中心点を固定して金属板や木材に正確な円を描くための工具です。

金属粉や木くずなどの粉塵を吸い込まないようにするために必要です。

研削時に飛散する金属片や火花から目を守るためのゴーグルです。

切削時に手を保護するために必要です。
では、実際の作業工程を紹介していきます。
こちらの動画も併せて参考にしてみてください。

まずはシンバルを固定して作業しやすくするために簡易的な治具を製作してみました。

余っていた木材に子供用のドラムスティックを取り付けるだけの簡単なものになっています。

直径がちょうどセンターホールとほぼ同じだったため活用してみました。

今回カットするのはこちらのSABIAN / AA MEDIUM CRASH 18″です。
すでにヒビ割れ補修してありますが、今回は12″を目安にリサイズしていきます。

こちらのコンパスクライバーを使用しましたが、油性ペンが挿せなかったため、金属用ドリルで加工して対応しました。

このようにカットするガイドラインを引いていきます。

発熱や粉塵の抑制、ホイールの消耗軽減のためにカットする箇所には水や切削用オイルなどを吹きかけます。
今回は水をスプレーで吹きかけてカットしましたが、工具やホイールによっては危険な場合もありますので、必ずチェックしてから作業することをおすすめします。

ガイドラインに沿って切っていきます。
安全を考慮し、工具の電源やコンセントを抜いた状態で撮影しています。

1枚あたり5〜10分ほどでカットすることができました。

ミニグラインダーでは正確かつ綺麗な円で切るのはかなり難しいです。

カットオフホイールは1枚あたりおよそ半分ほど消耗します。
元のシンバルのサイズにもよりますが、リサイズの場合はシンバル1枚あたり、カットオフホイールを1枚消耗することが分かりました。

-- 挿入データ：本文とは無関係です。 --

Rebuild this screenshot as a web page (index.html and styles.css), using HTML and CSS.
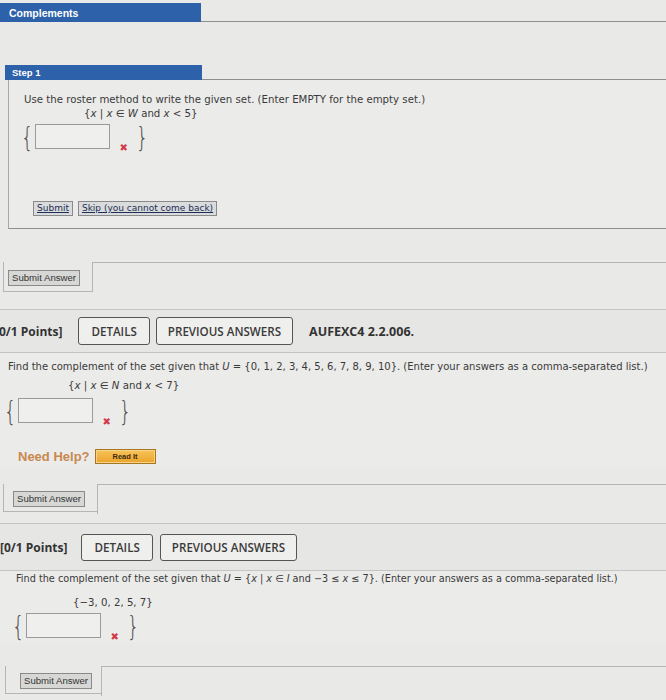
FILE: index.html
```html
<!DOCTYPE html>
<html>
<head>
<meta charset="utf-8">
<link rel="stylesheet" href="styles.css">
</head>
<body>
<div class="page">
  <div class="section-head">
    <div class="blue-tab main-tab">Complements</div>
    <div class="head-rule"></div>
  </div>

  <div class="step">
    <div class="section-head step-head">
      <div class="blue-tab step-tab">Step 1</div>
      <div class="head-rule"></div>
    </div>
    <div class="step-body">
      <p class="prompt">Use the roster method to write the given set. (Enter EMPTY for the empty set.)</p>
      <p class="set">{<i>x</i> | <i>x</i> ∈ <i>W</i> and <i>x</i> &lt; 5}</p>
      <div class="answer">
        <span class="brace">{</span>
        <span class="box"></span>
        <span class="cross">✖</span>
        <span class="brace">}</span>
      </div>
      <div class="step-buttons">
        <button class="plain-btn">Submit</button>
        <button class="plain-btn">Skip (you cannot come back)</button>
      </div>
    </div>
  </div>

  <div class="footer footer-first">
    <div class="footer-cell"><button class="submit-btn">Submit Answer</button></div>
    <div class="footer-rest"></div>
  </div>

  <div class="question q1">
    <div class="q-head">
      <span class="points cut">[0/1 Points]</span>
      <button class="outline-btn">DETAILS</button>
      <button class="outline-btn">PREVIOUS ANSWERS</button>
      <span class="code">AUFEXC4 2.2.006.</span>
    </div>
    <div class="q-body">
      <p class="prompt">Find the complement of the set given that <i>U</i> = {0, 1, 2, 3, 4, 5, 6, 7, 8, 9, 10}. (Enter your answers as a comma-separated list.)</p>
      <p class="set">{<i>x</i> | <i>x</i> ∈ <i>N</i> and <i>x</i> &lt; 7}</p>
      <div class="answer">
        <span class="brace">{</span>
        <span class="box"></span>
        <span class="cross">✖</span>
        <span class="brace">}</span>
      </div>
      <div class="help">
        <span class="help-label">Need Help?</span>
        <button class="read-btn">Read It</button>
      </div>
    </div>
    <div class="footer footer-q1">
      <div class="footer-cell"><button class="submit-btn">Submit Answer</button></div>
      <div class="footer-rest"></div>
    </div>
  </div>

  <div class="question q2">
    <div class="q-head">
      <span class="points">[0/1 Points]</span>
      <button class="outline-btn">DETAILS</button>
      <button class="outline-btn">PREVIOUS ANSWERS</button>
    </div>
    <div class="q-body">
      <p class="prompt">Find the complement of the set given that <i>U</i> = {<i>x</i> | <i>x</i> ∈ <i>I</i> and −3 ≤ <i>x</i> ≤ 7}. (Enter your answers as a comma-separated list.)</p>
      <p class="set">{−3, 0, 2, 5, 7}</p>
      <div class="answer">
        <span class="brace">{</span>
        <span class="box"></span>
        <span class="cross">✖</span>
        <span class="brace">}</span>
      </div>
    </div>
    <div class="footer footer-q2">
      <div class="footer-cell"><button class="submit-btn">Submit Answer</button></div>
      <div class="footer-rest"></div>
    </div>
  </div>
</div>
</body>
</html>
```

FILE: styles.css
```css
html, body {
  margin: 0;
  padding: 0;
}
body {
  background: #e9e9e7;
  width: 666px;
  height: 700px;
  overflow: hidden;
  font-family: "DejaVu Sans", Verdana, sans-serif;
  color: #3a3a3a;
}
.page {
  padding-top: 3px;
}
p { margin: 0; }
button { font-family: inherit; cursor: default; }

.section-head {
  display: flex;
  align-items: stretch;
}
.blue-tab {
  background: #2d61a9;
  color: #fff;
  font-family: "Liberation Sans", Arial, sans-serif;
  font-weight: bold;
  display: flex;
  align-items: center;
}
.main-tab {
  width: 192px;
  height: 19px;
  padding-left: 9px;
  font-size: 10.5px;
}
.head-rule {
  flex: 1;
  border-bottom: 1px solid #8e8e8e;
}

.step {
  margin-top: 43px;
}
.step-head {
  margin-left: 5px;
}
.step-tab {
  width: 190px;
  height: 15px;
  padding-left: 7px;
  font-size: 9.5px;
}
.step-body {
  margin-left: 8px;
  height: 149px;
  border-left: 1px solid #a8a8a8;
  border-bottom: 1px solid #8e8e8e;
  padding: 13px 0 0 15px;
  box-sizing: border-box;
  background: #ebebe9;
}
.prompt {
  font-size: 10.2px;
  line-height: 14px;
  white-space: nowrap;
}
.set {
  font-size: 10.2px;
  line-height: 13px;
  padding-left: 60px;
}
.answer {
  display: flex;
  align-items: flex-start;
  margin-top: 4px;
  margin-left: -1px;
  height: 30px;
}
.brace {
  font-family: "DejaVu Sans", sans-serif;
  font-weight: 200;
  font-size: 26px;
  line-height: 26px;
  color: #4a4a4a;
  transform: scaleX(0.75);
  margin: 0 -2px 0 -4px;
}
.box {
  width: 75px;
  height: 25px;
  border: 1px solid #9a9a9a;
  background: #efefed;
  box-sizing: border-box;
  margin-left: 1px;
}
.cross {
  color: #d23b4b;
  font-size: 10px;
  align-self: flex-start;
  margin: 18px 10px 0 10px;
  line-height: 12px;
}
.step-buttons {
  display: flex;
  gap: 5px;
  margin-top: 47px;
  margin-left: 9px;
}
.plain-btn {
  font-size: 9px;
  height: 15px;
  padding: 0 3px;
  border: 1px solid #8a8a8a;
  background: #d9dbdc;
  color: #1e2f55;
  text-decoration: underline;
  line-height: 13px;
}

.footer {
  display: flex;
  height: 30px;
}
.footer-cell {
  border-left: 1px solid #b5b5b5;
  border-bottom: 1px solid #b5b5b5;
  display: flex;
  align-items: center;
  padding-left: 5px;
  box-sizing: border-box;
}
.footer-rest {
  flex: 1;
  border-top: 1px solid #b5b5b5;
  border-left: 1px solid #b5b5b5;
}
.footer-first {
  margin-top: 33px;
  margin-left: 3px;
}
.footer-first .footer-cell { width: 89px; padding-left: 4px; padding-top: 2px; }
.submit-btn {
  font-family: "Liberation Sans", Arial, sans-serif;
  font-size: 9.6px;
  height: 16px;
  padding: 0 3px;
  border: 1px solid #8a8a8a;
  background: #d7d8d6;
  color: #333;
  line-height: 14px;
}

.question {
  border-top: 1px solid #c4c4c4;
}
.q1 { margin-top: 17px; }
.q-head {
  display: flex;
  align-items: center;
  height: 42px;
  border-bottom: 1px solid #c4c4c4;
  background: #e6e6e4;
  font-family: "Open Sans", "DejaVu Sans", sans-serif;
}
.points {
  font-weight: bold;
  font-size: 12px;
  color: #333;
}
.cut { margin-left: -5px; }
.outline-btn {
  font-family: "Open Sans", sans-serif;
  font-size: 11.6px;
  font-weight: 600;
  color: #3a3a3a;
  background: #efefed;
  border: 1.5px solid #555;
  border-radius: 3px;
  height: 28px;
  padding: 0 12px;
}
.q1 .points { margin-right: 16px; }
.q1 .outline-btn + .outline-btn { margin-left: 6px; padding: 0 11px; }
.code {
  font-weight: bold;
  font-size: 12.5px;
  margin-left: 16px;
  color: #333;
}
.q-body {
  background: #ebebe9;
}
.q1 .q-body {
  padding: 7px 0 0 8px;
}
.q1 .prompt { font-size: 10px; }
.q1 .set { padding-left: 60px; margin-top: 5px; }
.q1 .answer { margin-top: 6px; margin-left: -2px; }
.help {
  display: flex;
  align-items: center;
  gap: 5px;
  margin: 17px 0 0 10px;
  height: 22px;
}
.help-label {
  font-family: "Liberation Sans", Arial, sans-serif;
  font-weight: bold;
  font-size: 13px;
  color: #c8884e;
}
.read-btn {
  width: 61px;
  height: 15px;
  border: 1px solid #a87520;
  background: linear-gradient(#f8c35a, #eba32a);
  font-family: "Liberation Sans", Arial, sans-serif;
  font-weight: bold;
  font-size: 7.5px;
  color: #3a2a10;
  padding: 0;
  box-shadow: inset 0 0 0 1px #f6d48a;
}
.footer-q1 {
  margin-top: 17px;
  margin-left: 3px;
  margin-bottom: 9px;
}
.footer-q1 .footer-cell { width: 94px; padding-left: 9px; height: 28px; padding-top: 3px; }

.q2 .q-head { height: 46px; }
.q2 .points { margin-right: 14px; }
.q2 .outline-btn { height: 27px; padding: 0 12px; }
.q2 .outline-btn + .outline-btn { margin-left: 7px; padding: 0 11px; }
.q2 .q-body { padding: 1px 0 0 16px; }
.q2 .prompt { font-size: 9.7px; }
.q2 .set { padding-left: 57px; margin-top: 10px; }
.q2 .answer { margin-top: 4px; margin-left: -2px; }
.footer-q2 {
  margin-top: 23px;
  margin-left: 5px;
}
.footer-q2 .footer-cell { width: 96px; padding-left: 14px; height: 28px; padding-top: 2px; }
```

バリが出ていますので、研磨ビットに変えて綺麗にしていきます。

手で触ることが多いため、指で確認しながら安全性を確かめて仕上げました。

油性ペンがはみ出した箇所は、消しゴムで消します。

一部ロゴが消えましたが、該当箇所は綺麗になりました。

サイズチェックしたところ、直径が約29.7cm(約11.6〜11.77インチ)でした。
コンパスクライバーを使用した際に角度がついてしまったのが原因です。



AGEAN / Custom Brilliant China 18″も同サイズにカットしました。
インチダウンしたシンバルはシンプルにスプラッシュシンバルとして使用したり、同じサイズのシンバルと併せてハイハットにすることもできます。
サイズの異なる2枚以上のシンバルを重ねることでスタックシンバルとしても活用できますので、割れたままのシンバルやヒビ割れ補修したシンバルよりも活用の幅が広がります。
シンバル・カスタムは割れたシンバルのサイズや形状に手を加えることで、再び活躍の場を与えることができるのが最大の魅力です。
個性的なサウンドや演奏スタイルに合わせた新しい響きを得られることもあり、自分の理想の音を追求する手段としてもシンバル・カスタムには大きな可能性があります。